TASK GOAL.
Using the data below, tally the lines that include the string "React". Only the number is wanted.

(Code that builds pages)

────────

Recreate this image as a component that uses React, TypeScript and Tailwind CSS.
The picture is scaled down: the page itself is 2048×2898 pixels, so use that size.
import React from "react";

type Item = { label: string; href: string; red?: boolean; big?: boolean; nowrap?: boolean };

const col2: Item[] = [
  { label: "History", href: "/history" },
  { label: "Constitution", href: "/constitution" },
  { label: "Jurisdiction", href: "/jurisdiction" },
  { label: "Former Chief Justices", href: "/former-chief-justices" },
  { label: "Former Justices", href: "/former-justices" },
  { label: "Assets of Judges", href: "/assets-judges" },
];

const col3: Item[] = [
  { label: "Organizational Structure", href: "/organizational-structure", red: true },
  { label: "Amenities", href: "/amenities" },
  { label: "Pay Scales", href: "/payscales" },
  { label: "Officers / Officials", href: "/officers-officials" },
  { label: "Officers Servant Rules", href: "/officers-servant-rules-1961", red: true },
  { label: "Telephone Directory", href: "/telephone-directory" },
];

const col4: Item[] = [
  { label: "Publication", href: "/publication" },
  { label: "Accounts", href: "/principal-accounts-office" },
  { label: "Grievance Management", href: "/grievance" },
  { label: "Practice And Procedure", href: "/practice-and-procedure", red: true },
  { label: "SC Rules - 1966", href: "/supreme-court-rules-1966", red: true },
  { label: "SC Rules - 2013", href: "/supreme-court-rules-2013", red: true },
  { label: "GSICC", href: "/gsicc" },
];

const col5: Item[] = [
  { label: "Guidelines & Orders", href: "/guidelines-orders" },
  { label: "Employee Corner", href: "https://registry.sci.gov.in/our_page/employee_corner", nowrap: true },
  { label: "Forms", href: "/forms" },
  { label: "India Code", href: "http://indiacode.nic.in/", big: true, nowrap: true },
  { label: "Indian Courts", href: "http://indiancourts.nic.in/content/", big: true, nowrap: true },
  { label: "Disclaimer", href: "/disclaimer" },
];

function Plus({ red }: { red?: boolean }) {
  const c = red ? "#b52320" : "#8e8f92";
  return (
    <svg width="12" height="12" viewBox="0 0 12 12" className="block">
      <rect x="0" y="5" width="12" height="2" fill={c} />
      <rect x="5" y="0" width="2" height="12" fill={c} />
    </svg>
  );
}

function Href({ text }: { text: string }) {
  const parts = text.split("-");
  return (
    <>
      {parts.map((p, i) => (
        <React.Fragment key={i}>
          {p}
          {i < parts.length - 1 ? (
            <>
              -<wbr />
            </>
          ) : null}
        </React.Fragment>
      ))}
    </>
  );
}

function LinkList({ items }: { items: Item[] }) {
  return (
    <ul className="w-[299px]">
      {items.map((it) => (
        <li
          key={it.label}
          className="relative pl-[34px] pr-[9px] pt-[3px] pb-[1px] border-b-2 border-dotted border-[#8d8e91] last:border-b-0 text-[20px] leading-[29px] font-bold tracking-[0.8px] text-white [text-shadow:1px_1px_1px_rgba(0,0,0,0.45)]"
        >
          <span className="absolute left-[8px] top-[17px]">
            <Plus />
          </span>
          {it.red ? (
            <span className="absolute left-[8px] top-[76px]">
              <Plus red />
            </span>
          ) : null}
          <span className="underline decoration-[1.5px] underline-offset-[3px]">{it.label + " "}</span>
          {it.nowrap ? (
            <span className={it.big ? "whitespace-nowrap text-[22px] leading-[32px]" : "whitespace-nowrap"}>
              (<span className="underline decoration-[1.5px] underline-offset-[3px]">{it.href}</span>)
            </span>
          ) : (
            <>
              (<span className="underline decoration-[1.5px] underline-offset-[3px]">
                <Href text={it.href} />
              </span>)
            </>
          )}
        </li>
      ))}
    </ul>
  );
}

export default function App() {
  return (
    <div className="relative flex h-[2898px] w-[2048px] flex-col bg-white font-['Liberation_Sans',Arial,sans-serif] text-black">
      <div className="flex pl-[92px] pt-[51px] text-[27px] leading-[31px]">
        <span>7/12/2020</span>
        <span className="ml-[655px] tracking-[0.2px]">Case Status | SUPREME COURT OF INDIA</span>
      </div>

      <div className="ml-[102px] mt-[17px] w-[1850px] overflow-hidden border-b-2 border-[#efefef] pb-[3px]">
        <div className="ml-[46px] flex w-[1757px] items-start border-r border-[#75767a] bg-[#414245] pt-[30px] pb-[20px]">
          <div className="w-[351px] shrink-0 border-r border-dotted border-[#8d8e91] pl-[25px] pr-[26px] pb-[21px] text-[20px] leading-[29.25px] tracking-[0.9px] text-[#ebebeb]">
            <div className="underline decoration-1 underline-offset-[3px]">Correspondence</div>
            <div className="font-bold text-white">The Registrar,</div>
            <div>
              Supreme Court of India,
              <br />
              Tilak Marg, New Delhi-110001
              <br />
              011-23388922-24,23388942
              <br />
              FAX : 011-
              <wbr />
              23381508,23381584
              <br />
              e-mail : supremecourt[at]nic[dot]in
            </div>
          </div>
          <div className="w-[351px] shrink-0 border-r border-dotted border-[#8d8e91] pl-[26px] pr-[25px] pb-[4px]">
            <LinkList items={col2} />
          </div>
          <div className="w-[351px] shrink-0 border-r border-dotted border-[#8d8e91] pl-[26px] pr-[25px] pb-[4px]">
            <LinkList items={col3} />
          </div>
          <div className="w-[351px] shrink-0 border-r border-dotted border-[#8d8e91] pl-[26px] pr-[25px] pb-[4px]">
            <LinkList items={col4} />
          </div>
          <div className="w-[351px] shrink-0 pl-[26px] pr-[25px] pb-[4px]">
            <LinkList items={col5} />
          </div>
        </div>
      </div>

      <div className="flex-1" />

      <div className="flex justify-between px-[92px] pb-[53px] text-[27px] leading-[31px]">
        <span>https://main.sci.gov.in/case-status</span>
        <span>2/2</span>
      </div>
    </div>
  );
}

────────

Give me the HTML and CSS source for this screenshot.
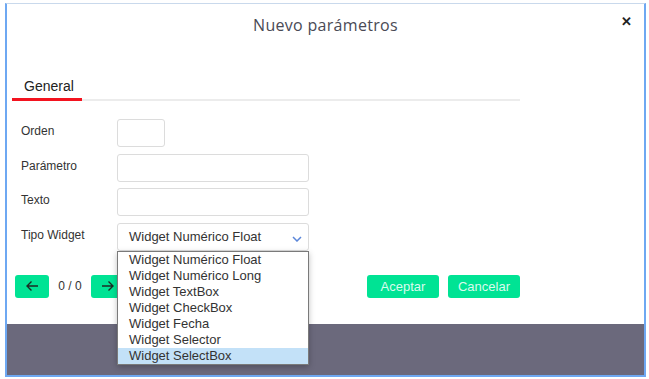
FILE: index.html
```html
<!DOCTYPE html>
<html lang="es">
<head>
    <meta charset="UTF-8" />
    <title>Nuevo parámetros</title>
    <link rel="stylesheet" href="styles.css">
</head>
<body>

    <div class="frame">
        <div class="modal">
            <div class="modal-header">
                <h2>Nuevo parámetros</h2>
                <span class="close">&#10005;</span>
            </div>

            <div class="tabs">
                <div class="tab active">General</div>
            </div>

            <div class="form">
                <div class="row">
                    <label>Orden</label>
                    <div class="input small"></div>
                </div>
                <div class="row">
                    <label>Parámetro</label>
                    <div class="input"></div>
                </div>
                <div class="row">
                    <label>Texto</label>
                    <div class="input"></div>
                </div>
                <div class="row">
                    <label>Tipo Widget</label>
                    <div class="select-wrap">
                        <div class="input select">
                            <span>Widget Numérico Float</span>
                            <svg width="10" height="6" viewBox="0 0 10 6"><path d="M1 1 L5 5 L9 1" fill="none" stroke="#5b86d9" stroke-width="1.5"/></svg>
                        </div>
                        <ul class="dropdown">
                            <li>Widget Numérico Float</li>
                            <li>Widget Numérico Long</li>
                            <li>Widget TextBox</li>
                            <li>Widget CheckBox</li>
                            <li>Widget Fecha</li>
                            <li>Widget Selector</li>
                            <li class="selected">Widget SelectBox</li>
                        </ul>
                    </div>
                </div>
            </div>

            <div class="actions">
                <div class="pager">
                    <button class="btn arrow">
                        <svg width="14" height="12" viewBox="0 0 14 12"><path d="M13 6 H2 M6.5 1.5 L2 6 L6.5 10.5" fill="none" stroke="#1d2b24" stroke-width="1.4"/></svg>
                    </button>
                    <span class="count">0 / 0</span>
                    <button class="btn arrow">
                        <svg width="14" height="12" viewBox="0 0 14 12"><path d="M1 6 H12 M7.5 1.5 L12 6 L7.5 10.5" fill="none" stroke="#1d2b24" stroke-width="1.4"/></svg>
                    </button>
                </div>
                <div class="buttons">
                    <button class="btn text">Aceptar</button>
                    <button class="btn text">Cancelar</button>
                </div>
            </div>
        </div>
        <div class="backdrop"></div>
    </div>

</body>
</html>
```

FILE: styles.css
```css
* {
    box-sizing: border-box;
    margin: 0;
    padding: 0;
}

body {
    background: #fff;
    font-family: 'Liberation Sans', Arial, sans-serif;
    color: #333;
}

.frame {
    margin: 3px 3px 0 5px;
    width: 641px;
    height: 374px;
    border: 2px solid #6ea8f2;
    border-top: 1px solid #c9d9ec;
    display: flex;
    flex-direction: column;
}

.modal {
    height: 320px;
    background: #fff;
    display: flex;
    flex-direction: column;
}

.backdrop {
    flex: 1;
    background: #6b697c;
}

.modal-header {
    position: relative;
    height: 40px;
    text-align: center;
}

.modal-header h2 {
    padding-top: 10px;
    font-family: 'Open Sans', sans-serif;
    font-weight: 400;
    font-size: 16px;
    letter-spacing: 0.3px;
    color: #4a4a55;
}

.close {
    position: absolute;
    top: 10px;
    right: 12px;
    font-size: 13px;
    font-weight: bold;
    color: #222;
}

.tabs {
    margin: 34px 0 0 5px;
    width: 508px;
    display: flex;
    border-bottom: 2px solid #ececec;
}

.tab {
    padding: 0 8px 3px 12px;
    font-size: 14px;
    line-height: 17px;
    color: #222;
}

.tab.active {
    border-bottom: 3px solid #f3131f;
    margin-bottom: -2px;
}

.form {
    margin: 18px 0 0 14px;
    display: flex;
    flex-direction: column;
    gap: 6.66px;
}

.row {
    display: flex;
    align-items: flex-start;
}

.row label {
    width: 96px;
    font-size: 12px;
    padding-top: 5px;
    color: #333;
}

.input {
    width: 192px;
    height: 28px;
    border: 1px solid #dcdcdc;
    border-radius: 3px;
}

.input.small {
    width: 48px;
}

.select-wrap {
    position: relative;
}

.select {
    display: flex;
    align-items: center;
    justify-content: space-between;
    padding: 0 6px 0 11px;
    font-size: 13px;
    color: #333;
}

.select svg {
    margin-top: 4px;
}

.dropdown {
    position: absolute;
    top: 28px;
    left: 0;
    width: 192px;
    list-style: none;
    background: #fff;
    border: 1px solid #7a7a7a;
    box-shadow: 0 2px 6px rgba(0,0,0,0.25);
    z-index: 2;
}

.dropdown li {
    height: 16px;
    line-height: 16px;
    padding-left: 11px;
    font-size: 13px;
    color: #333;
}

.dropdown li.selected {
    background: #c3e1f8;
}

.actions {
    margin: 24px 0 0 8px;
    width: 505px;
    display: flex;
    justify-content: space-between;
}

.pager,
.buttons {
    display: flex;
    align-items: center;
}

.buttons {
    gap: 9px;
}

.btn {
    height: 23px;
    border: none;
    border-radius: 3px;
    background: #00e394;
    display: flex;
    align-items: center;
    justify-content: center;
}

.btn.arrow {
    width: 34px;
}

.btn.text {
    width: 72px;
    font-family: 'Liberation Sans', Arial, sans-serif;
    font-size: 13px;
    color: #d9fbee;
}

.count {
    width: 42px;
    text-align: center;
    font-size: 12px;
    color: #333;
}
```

────────

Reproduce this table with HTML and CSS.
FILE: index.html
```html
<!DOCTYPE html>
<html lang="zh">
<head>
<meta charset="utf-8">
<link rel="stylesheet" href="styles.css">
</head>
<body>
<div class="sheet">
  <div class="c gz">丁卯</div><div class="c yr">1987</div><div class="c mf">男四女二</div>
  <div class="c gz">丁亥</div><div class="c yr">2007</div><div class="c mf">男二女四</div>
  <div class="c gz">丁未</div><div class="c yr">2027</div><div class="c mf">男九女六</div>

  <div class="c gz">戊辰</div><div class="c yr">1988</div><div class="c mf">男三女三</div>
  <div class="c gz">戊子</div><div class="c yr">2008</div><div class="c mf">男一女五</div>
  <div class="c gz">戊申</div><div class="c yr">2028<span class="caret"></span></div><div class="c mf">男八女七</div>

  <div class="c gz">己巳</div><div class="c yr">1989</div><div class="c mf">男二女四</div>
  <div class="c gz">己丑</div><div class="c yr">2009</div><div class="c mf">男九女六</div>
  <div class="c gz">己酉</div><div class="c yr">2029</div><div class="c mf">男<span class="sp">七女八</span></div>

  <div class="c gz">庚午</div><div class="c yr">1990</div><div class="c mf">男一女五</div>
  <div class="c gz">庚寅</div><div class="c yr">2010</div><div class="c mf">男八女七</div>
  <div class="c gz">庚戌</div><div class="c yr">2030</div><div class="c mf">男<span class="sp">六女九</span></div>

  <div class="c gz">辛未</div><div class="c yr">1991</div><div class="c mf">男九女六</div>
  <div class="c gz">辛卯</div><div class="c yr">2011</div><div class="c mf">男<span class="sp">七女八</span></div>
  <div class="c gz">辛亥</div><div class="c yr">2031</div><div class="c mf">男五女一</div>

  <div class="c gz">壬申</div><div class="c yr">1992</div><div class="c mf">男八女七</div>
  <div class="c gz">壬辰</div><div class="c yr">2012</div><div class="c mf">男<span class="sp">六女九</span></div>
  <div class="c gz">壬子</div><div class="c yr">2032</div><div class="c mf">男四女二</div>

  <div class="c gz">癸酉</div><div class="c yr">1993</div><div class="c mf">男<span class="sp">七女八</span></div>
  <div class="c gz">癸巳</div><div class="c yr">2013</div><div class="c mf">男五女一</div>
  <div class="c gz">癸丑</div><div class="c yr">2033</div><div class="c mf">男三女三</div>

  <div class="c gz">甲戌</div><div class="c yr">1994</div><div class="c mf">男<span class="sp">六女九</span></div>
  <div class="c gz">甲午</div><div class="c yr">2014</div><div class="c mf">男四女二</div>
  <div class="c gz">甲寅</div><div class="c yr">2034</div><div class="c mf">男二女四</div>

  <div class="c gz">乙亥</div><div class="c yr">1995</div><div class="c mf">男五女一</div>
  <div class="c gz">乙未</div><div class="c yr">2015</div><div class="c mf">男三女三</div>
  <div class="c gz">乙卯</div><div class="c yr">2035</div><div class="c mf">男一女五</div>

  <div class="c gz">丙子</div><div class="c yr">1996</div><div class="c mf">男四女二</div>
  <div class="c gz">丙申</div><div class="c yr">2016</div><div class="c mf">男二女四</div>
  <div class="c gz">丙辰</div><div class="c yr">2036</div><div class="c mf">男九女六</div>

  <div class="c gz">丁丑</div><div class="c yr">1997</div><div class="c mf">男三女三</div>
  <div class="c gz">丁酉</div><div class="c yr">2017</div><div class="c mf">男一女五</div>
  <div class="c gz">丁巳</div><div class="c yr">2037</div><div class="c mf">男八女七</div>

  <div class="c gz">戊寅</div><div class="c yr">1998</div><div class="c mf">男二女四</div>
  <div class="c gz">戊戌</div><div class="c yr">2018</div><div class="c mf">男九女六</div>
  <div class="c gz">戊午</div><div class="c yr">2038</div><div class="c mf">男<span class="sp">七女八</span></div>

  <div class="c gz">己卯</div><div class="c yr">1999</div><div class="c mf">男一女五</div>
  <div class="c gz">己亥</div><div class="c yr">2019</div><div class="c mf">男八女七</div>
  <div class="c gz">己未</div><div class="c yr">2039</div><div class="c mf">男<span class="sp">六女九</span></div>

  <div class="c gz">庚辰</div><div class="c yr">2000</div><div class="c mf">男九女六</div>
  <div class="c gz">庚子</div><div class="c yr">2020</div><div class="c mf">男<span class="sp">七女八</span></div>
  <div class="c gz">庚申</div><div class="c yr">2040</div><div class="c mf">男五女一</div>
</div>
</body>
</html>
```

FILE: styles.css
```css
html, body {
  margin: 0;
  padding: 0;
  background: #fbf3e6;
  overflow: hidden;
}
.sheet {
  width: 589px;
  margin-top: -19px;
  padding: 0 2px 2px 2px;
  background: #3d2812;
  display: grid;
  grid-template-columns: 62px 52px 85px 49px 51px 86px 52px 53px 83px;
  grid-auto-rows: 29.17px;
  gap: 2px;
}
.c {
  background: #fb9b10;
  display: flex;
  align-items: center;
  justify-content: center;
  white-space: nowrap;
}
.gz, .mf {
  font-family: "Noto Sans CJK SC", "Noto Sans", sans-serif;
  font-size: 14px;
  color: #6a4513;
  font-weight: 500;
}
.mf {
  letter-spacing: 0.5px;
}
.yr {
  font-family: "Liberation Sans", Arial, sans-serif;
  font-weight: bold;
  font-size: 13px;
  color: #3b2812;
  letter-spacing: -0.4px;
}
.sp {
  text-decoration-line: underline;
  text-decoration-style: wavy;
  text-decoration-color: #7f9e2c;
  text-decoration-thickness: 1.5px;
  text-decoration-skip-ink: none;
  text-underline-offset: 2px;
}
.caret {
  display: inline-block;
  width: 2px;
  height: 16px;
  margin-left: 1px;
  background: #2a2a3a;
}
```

────────

THE REPLY.
4